No, not the newsmagazine, the way things keep changing, and how they never change back. The "inexorable march of" thing, if it is a thing. the direction of which is defined by the Second Law of Thermodynamics. Is it an illusion? Certainly we experience events in time, but to an objective observer (God?) are all events at any point in time just as real? Is it only from the way we experience events that they seem to happen in sequence? Why can't we go back (or forward) to experience events out of sequence? Will we be able to go back and/or forth when we understand the nature of time better? Why hasn't anyone come back to experience us yet? Or maybe they have? Is antimatter just matter going backwards? It looks that way in a Feynman diagram.

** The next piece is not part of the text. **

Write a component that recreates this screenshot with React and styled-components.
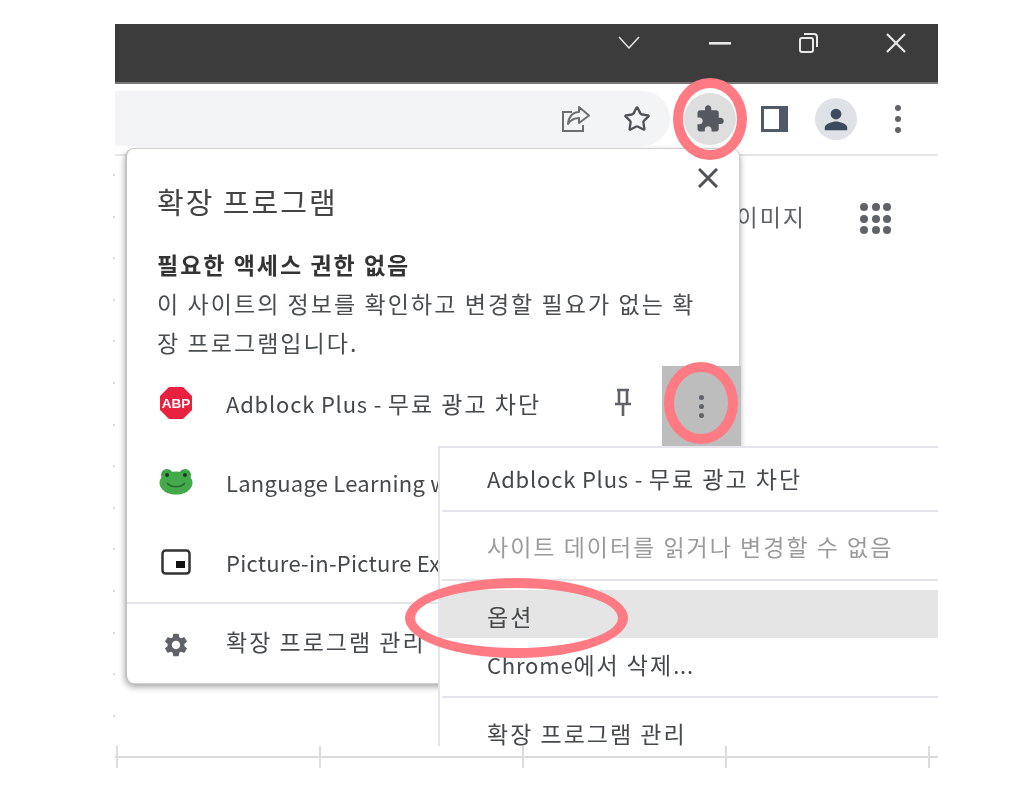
import styled, { createGlobalStyle } from "styled-components";
import { Star } from "lucide-react";

const GlobalStyle = createGlobalStyle`
  html, body {
    margin: 0;
    background: #fff;
    overflow: hidden;
  }
  body {
    font-family: "Noto Sans CJK KR", "Noto Sans", sans-serif;
    color: #3c4043;
  }
`;

const Page = styled.div`
  width: 823px;
  margin: 24px 0 0 115px;
  display: flex;
  flex-direction: column;
  filter: blur(0.4px);
`;

const TitleBar = styled.div`
  height: 60px;
  box-sizing: border-box;
  background: #3c3c3c;
  display: flex;
  align-items: center;
  justify-content: flex-end;
  padding: 0 32px 20px 0;
  gap: 68px;
  color: #e8e8e8;
  border-bottom: 2px solid #777;
  svg {
    display: block;
  }
`;

const Toolbar = styled.div`
  height: 72px;
  box-sizing: border-box;
  display: flex;
  align-items: center;
  border-bottom: 2px solid #e6e6e6;
`;

const Omnibox = styled.div`
  width: 555px;
  height: 55px;
  margin-top: -1px;
  background: #f3f4f6;
  border-radius: 0 28px 28px 0;
  display: flex;
  align-items: center;
  justify-content: flex-end;
  gap: 32px;
  padding-right: 19px;
  box-sizing: border-box;
  color: #5f6368;
`;

const ToolbarIcons = styled.div`
  flex: 1;
  display: flex;
  align-items: center;
  color: #5f6368;
`;

const ExtensionButton = styled.div`
  width: 52px;
  height: 52px;
  margin-left: 14px;
  background: #dedede;
  border-radius: 50%;
  display: flex;
  align-items: center;
  justify-content: center;
`;

const PanelIcon = styled.div`
  width: 15px;
  height: 20px;
  margin-left: 25px;
  border: 3px solid #4f5a66;
  border-right-width: 9px;
`;

const Avatar = styled.div`
  width: 42px;
  height: 42px;
  margin-left: 27px;
  background: #dee1e6;
  border-radius: 50%;
  display: flex;
  align-items: center;
  justify-content: center;
  color: #3c4a5e;
`;

const Kebab = styled.div`
  display: flex;
  flex-direction: column;
  gap: ${(p) => p.$gap}px;
  i {
    display: block;
    width: ${(p) => p.$size}px;
    height: ${(p) => p.$size}px;
    border-radius: 50%;
    background: #5f6368;
  }
`;

const ToolbarKebab = styled(Kebab)`
  margin-left: 38px;
`;

const Content = styled.div`
  position: relative;
  height: 590px;
  display: flex;
  justify-content: flex-end;
  align-items: flex-start;
  padding: 47px 47px 0 0;
  box-sizing: border-box;
  gap: 54px;
`;

const DotRail = styled.div`
  position: absolute;
  left: -2px;
  top: 18px;
  width: 2px;
  height: 570px;
  background: repeating-linear-gradient(#ddd 0 2px, transparent 2px 41.6px);
`;

const PageLink = styled.div`
  margin-top: -4px;
  font-size: 23px;
  line-height: 34px;
  letter-spacing: 2px;
  color: #5f6368;
`;

const AppsGrid = styled.div`
  display: grid;
  grid-template-columns: repeat(3, 8px);
  gap: 3.5px;
  i {
    width: 8px;
    height: 8px;
    border-radius: 50%;
    background: #5f6368;
  }
`;

const Popup = styled.div`
  position: absolute;
  left: 10px;
  top: -8px;
  width: 615px;
  height: 536px;
  box-sizing: border-box;
  background: #fff;
  border-radius: 9px;
  border: 1px solid #d0d0d0;
  border-left: 2px solid #c4c4c4;
  box-shadow: 0 3px 6px rgba(0, 0, 0, 0.35);
  display: flex;
  flex-direction: column;
`;

const PopupHeader = styled.div`
  padding: 31px 30px 0 30px;
  display: flex;
  flex-direction: column;
`;

const PopupTitle = styled.h1`
  margin: 0;
  font-size: 29px;
  line-height: 42px;
  font-weight: 400;
  letter-spacing: 2px;
  color: #444;
`;

const Heading = styled.div`
  margin-top: 22px;
  font-size: 23px;
  line-height: 40px;
  font-weight: 700;
  letter-spacing: 2px;
  color: #333;
`;

const Description = styled.p`
  margin: 0;
  font-size: 23px;
  line-height: 39px;
  letter-spacing: 2.07px;
  white-space: nowrap;
  color: #4a4d50;
`;

const CloseButton = styled.div`
  position: absolute;
  top: 19px;
  right: 21px;
  color: #4f5358;
  svg {
    display: block;
  }
`;

const ExtensionList = styled.div`
  margin-top: 1px;
  display: flex;
  flex-direction: column;
`;

const ExtensionRow = styled.div`
  height: 79.5px;
  display: flex;
  align-items: center;
  padding-left: 31px;
  position: relative;
  white-space: nowrap;
`;

const RowIcon = styled.div`
  width: 36px;
  flex: none;
  display: flex;
  justify-content: center;
  svg {
    display: block;
  }
`;

const GearSlot = styled(RowIcon)`
  padding-top: 8px;
`;

const RowLabel = styled.div`
  margin-left: 32px;
  font-size: 23px;
  letter-spacing: 2px;
  color: #46494c;
`;

const Latin = styled.span`
  font-size: 22px;
  letter-spacing: ${(p) => p.$spacing || 0.8}px;
`;

const PinIcon = styled.div`
  margin-left: 72px;
  color: #5f6368;
  svg {
    display: block;
  }
`;

const RowMenuButton = styled.div`
  position: absolute;
  right: -2px;
  top: 3px;
  bottom: -4px;
  width: 79px;
  background: #bdbdbd;
  display: flex;
  align-items: center;
  justify-content: center;
`;

const Footer = styled.div`
  border-top: 2px solid #e4e4ea;
  height: 76px;
  box-sizing: border-box;
  display: flex;
  align-items: center;
  padding-left: 31px;
  white-space: nowrap;
`;

const ContextMenu = styled.div`
  position: absolute;
  left: 323px;
  right: 0;
  top: 290px;
  height: 300px;
  background: #fff;
  overflow: hidden;
  border-top: 2px solid #e4e4ea;
  border-left: 2px solid #e4e4ea;
  box-sizing: border-box;
  display: flex;
  flex-direction: column;
  white-space: nowrap;
`;

const MenuItem = styled.div`
  height: ${(p) => p.$height}px;
  flex: none;
  box-sizing: border-box;
  display: flex;
  align-items: center;
  white-space: pre;
  padding: ${(p) => (p.$active ? "4px" : "0")} 0 0 47px;
  font-size: 23px;
  letter-spacing: 2px;
  color: ${(p) => (p.$disabled ? "#9b9b9b" : "#46494c")};
  background: ${(p) => (p.$active ? "#e5e5e5" : "transparent")};
`;

const MenuDivider = styled.div`
  height: 2px;
  flex: none;
  margin-left: 2px;
  background: #e4e4ea;
`;

const MenuGap = styled.div`
  height: ${(p) => p.$height}px;
  flex: none;
`;

const Ruler = styled.div`
  height: 22px;
  padding-left: 1px;
  display: flex;
  background: linear-gradient(#dcdcdc, #dcdcdc) center / 100% 2px no-repeat;
  div {
    width: 203px;
    flex: none;
    box-sizing: border-box;
    border-left: 2px solid #dcdcdc;
  }
  div:last-child {
    width: 9px;
  }
`;

const Ring = styled.div`
  position: absolute;
  left: ${(p) => p.$x}px;
  top: ${(p) => p.$y}px;
  width: ${(p) => p.$w}px;
  height: ${(p) => p.$h}px;
  box-sizing: border-box;
  border: 10px solid #ff7a82;
  border-radius: 50%;
  pointer-events: none;
`;

const dots = (n) => Array.from({ length: n }, (_, i) => <i key={i} />);

const ShareIcon = () => (
  <svg width="30" height="28" viewBox="0 0 30 28" fill="none" stroke="#6b6f73" strokeWidth="2">
    <path d="M11 7H2v19h20v-6" />
    <path d="M18 2l10 8.5L18 18v-5c-5 0-8 1.500-11 6 .5-7 4.500-12 11-12z" strokeLinejoin="round" />
  </svg>
);

const PuzzleIcon = () => (
  <svg width="30" height="30" viewBox="0 0 24 24" fill="#54585f">
    <path d="M20.5 11H19V7c0-1.100-.9-2-2-2h-4V3.500C13 2.120 11.880 1 10.500 1S8 2.120 8 3.500V5H4c-1.100 0-1.990.9-1.990 2v3.800H3.500c1.490 0 2.700 1.210 2.700 2.700s-1.210 2.700-2.700 2.700H2V20c0 1.100.9 2 2 2h3.800v-1.500c0-1.490 1.210-2.700 2.700-2.700 1.490 0 2.700 1.210 2.700 2.700V22H17c1.100 0 2-.9 2-2v-4h1.500c1.380 0 2.500-1.120 2.500-2.500S21.880 11 20.500 11z" />
  </svg>
);

const PersonIcon = () => (
  <svg width="30" height="30" viewBox="0 0 24 24" fill="currentColor">
    <circle cx="12" cy="8" r="4.300" />
    <path d="M3 21v-2c0-3.200 6-5 9-5s9 1.800 9 5v2z" />
  </svg>
);

const CloseIcon = ({ size, width }) => (
  <svg width={size} height={size} viewBox="0 0 20 20" stroke="currentColor" strokeWidth={width} fill="none">
    <path d="M1 1l18 18M19 1L1 19" />
  </svg>
);

const AbpIcon = () => (
  <svg width="34" height="34" viewBox="0 0 34 34">
    <polygon points="10,1 24,1 33,10 33,24 24,33 10,33 1,24 1,10" fill="#e8213f" />
    <text x="17" y="22" textAnchor="middle" fontSize="13.500" fontWeight="700" fill="#fff" fontFamily="Liberation Sans">
      ABP
    </text>
  </svg>
);

const FrogIcon = () => (
  <svg width="34" height="26" viewBox="0 0 34 26">
    <circle cx="8" cy="6" r="6" fill="#3da344" />
    <circle cx="26" cy="6" r="6" fill="#3da344" />
    <ellipse cx="17" cy="14" rx="16.500" ry="11.500" fill="#43a94a" />
    <circle cx="8" cy="6" r="2" fill="#1d3b20" />
    <circle cx="26" cy="6" r="2" fill="#1d3b20" />
    <path d="M8 14c4 5 14 5 18 0" stroke="#256b2b" strokeWidth="1.600" fill="none" />
  </svg>
);

const PipIcon = () => (
  <svg width="30" height="26" viewBox="0 0 30 26">
    <rect x="1.500" y="1.500" width="27" height="23" rx="3" fill="none" stroke="#333" strokeWidth="2.500" />
    <rect x="15" y="12" width="9" height="7" fill="#111" />
  </svg>
);

const GearIcon = () => (
  <svg width="28" height="28" viewBox="0 0 24 24" fill="#5f6368">
    <path d="M19.140 12.940c.04-.3.060-.61.060-.94 0-.32-.02-.64-.07-.94l2.030-1.580a.49.490 0 0 0 .12-.61l-1.920-3.320a.488.488 0 0 0-.59-.22l-2.390.96c-.5-.38-1.030-.7-1.620-.94l-.36-2.540a.484.484 0 0 0-.48-.41h-3.840c-.24 0-.43.170-.47.410l-.36 2.540c-.59.240-1.130.570-1.620.94l-2.390-.96c-.22-.08-.47 0-.59.220L2.740 8.870c-.12.210-.08.470.12.610l2.030 1.580c-.05.300-.09.630-.09.940s.02.640.07.940l-2.030 1.580a.49.490 0 0 0-.12.610l1.920 3.320c.12.220.37.290.59.220l2.390-.96c.5.380 1.030.7 1.620.94l.36 2.540c.05.240.24.410.48.410h3.840c.24 0 .44-.17.47-.41l.36-2.540c.59-.24 1.130-.56 1.620-.94l2.390.96c.22.080.47 0 .59-.22l1.920-3.320c.12-.22.070-.47-.12-.61l-2.010-1.580zM12 15.600c-1.980 0-3.600-1.620-3.600-3.600s1.620-3.600 3.600-3.600 3.600 1.620 3.600 3.600-1.620 3.600-3.600 3.600z" />
  </svg>
);

const PushPinIcon = () => (
  <svg width="20" height="30" viewBox="0 0 20 30" fill="none" stroke="currentColor" strokeWidth="2.600">
    <path d="M4 2h12M6 2v13M14 2v13M2 16h16M10 16v12" />
  </svg>
);

export default function App() {
  return (
    <>
      <GlobalStyle />
      <Page>
        <TitleBar>
          <svg width="24" height="14" viewBox="0 0 24 14" fill="none" stroke="currentColor" strokeWidth="1.500">
            <path d="M2 1l10 11L22 1" />
          </svg>
          <svg width="22" height="3" viewBox="0 0 22 3" fill="currentColor">
            <rect width="22" height="2.600" />
          </svg>
          <svg width="19" height="20" viewBox="0 0 19 20" fill="none" stroke="currentColor" strokeWidth="2">
            <rect x="1" y="5" width="13" height="14" rx="2" />
            <path d="M5 1h10a3 3 0 0 1 3 3v10" />
          </svg>
          <CloseIcon size={20} width={2.2} />
        </TitleBar>
        <Toolbar>
          <Omnibox>
            <ShareIcon />
            <Star size={28} strokeWidth={2} color="#4f5358" />
          </Omnibox>
          <ToolbarIcons>
            <ExtensionButton>
              <PuzzleIcon />
            </ExtensionButton>
            <PanelIcon />
            <Avatar>
              <PersonIcon />
            </Avatar>
            <ToolbarKebab $size={6} $gap={5}>
              {dots(3)}
            </ToolbarKebab>
          </ToolbarIcons>
        </Toolbar>
        <Content>
          <DotRail />
          <PageLink>이미지</PageLink>
          <AppsGrid>{dots(9)}</AppsGrid>
          <Popup>
            <CloseButton>
              <CloseIcon size={20} width={3} />
            </CloseButton>
            <PopupHeader>
              <PopupTitle>확장 프로그램</PopupTitle>
              <Heading>필요한 액세스 권한 없음</Heading>
              <Description>
                이 사이트의 정보를 확인하고 변경할 필요가 없는 확
                <br />장 프로그램입니다.
              </Description>
            </PopupHeader>
            <ExtensionList>
              <ExtensionRow>
                <RowIcon>
                  <AbpIcon />
                </RowIcon>
                <RowLabel>
                  <Latin>Adblock Plus - </Latin>무료 광고 차단
                </RowLabel>
                <PinIcon>
                  <PushPinIcon />
                </PinIcon>
                <RowMenuButton>
                  <Kebab $size={5} $gap={4}>
                    {dots(3)}
                  </Kebab>
                </RowMenuButton>
              </ExtensionRow>
              <ExtensionRow>
                <RowIcon>
                  <FrogIcon />
                </RowIcon>
                <RowLabel>
                  <Latin $spacing={0.25}>Language Learning with Netflix</Latin>
                </RowLabel>
              </ExtensionRow>
              <ExtensionRow>
                <RowIcon>
                  <PipIcon />
                </RowIcon>
                <RowLabel>
                  <Latin $spacing={0.25}>Picture-in-Picture Extension</Latin>
                </RowLabel>
              </ExtensionRow>
            </ExtensionList>
            <Footer>
              <GearSlot>
                <GearIcon />
              </GearSlot>
              <RowLabel>확장 프로그램 관리</RowLabel>
            </Footer>
          </Popup>
          <ContextMenu>
            <MenuItem $height={60}>
              <span>
                <Latin>Adblock Plus - </Latin>무료 광고 차단
              </span>
            </MenuItem>
            <MenuGap $height={2} />
            <MenuDivider />
            <MenuItem $height={67} $disabled>
              사이트 데이터를 읽거나 변경할 수 없음
            </MenuItem>
            <MenuDivider />
            <MenuGap $height={9} />
            <MenuItem $height={48} $active>
              옵션
            </MenuItem>
            <MenuItem $height={52}>
              <span>
                <Latin>Chrome</Latin>에서 삭제<Latin>...</Latin>
              </span>
            </MenuItem>
            <MenuGap $height={6} />
            <MenuDivider />
            <MenuItem $height={70}>확장 프로그램 관리</MenuItem>
          </ContextMenu>
          <Ring $x={558} $y={-78} $w={74} $h={82} />
          <Ring $x={549} $y={206} $w={74} $h={82} />
          <Ring $x={290} $y={422} $w={223} $h={80} />
        </Content>
        <Ruler>
          {dots(5).map((_, i) => (
            <div key={i} />
          ))}
        </Ruler>
      </Page>
    </>
  );
}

Living in the present (how can you avoid it?) does it really avoid the other times? Does the present moment include all three times (and if so are there nine times? the past, present and future in the past, the same three times in the present, and again in the future?) or does it exclude them? If the present, which so quickly becomes the past, is real, is not the past which it becomes just as real? Or is the present even real? If existence in time is not real, what is? Is there existence outside of time? If it is outside of the space-time continuum that we call the universe (i.e. all that exists) can we call it "existence" at all? How can we divide the present from the future and the past, when the future seems to slide as seemlessly into the present as the present does into the past? "Carpe Diem" sounds nice, but by the time we seize the day it disappears and becomes yesterday. Non-abiding is all we can do, and we must accept it.
Speaking of the space-time continuum, I wonder if there are other universes in which movement in time is free, but movement in a spatial dimension is constant, inexorable and unidirectional, as with what we experience as time in this universe. Would that spatial dimension become the functional equivalent of time? Is that what "time" in our dimension constitutes? From the outside, if there is an outside, is time another spatial dimension? What would the universe, experienced differently, "look" like? What does it look like experienced from outside of time, (assuming that there is an experience of that perspective)?
But why speculate about this? It is typically human to wonder about things we can never know. We humans think ourselves blessed by this faculty, and hope to have answers some day. Maybe instead of being blessed we are cursed with this, and will never know answers. I don't know. I only know that I have questions, but not their answers, and that there are worse things than speculating about these things. Maybe they are what life is all about, just questions, never any answers.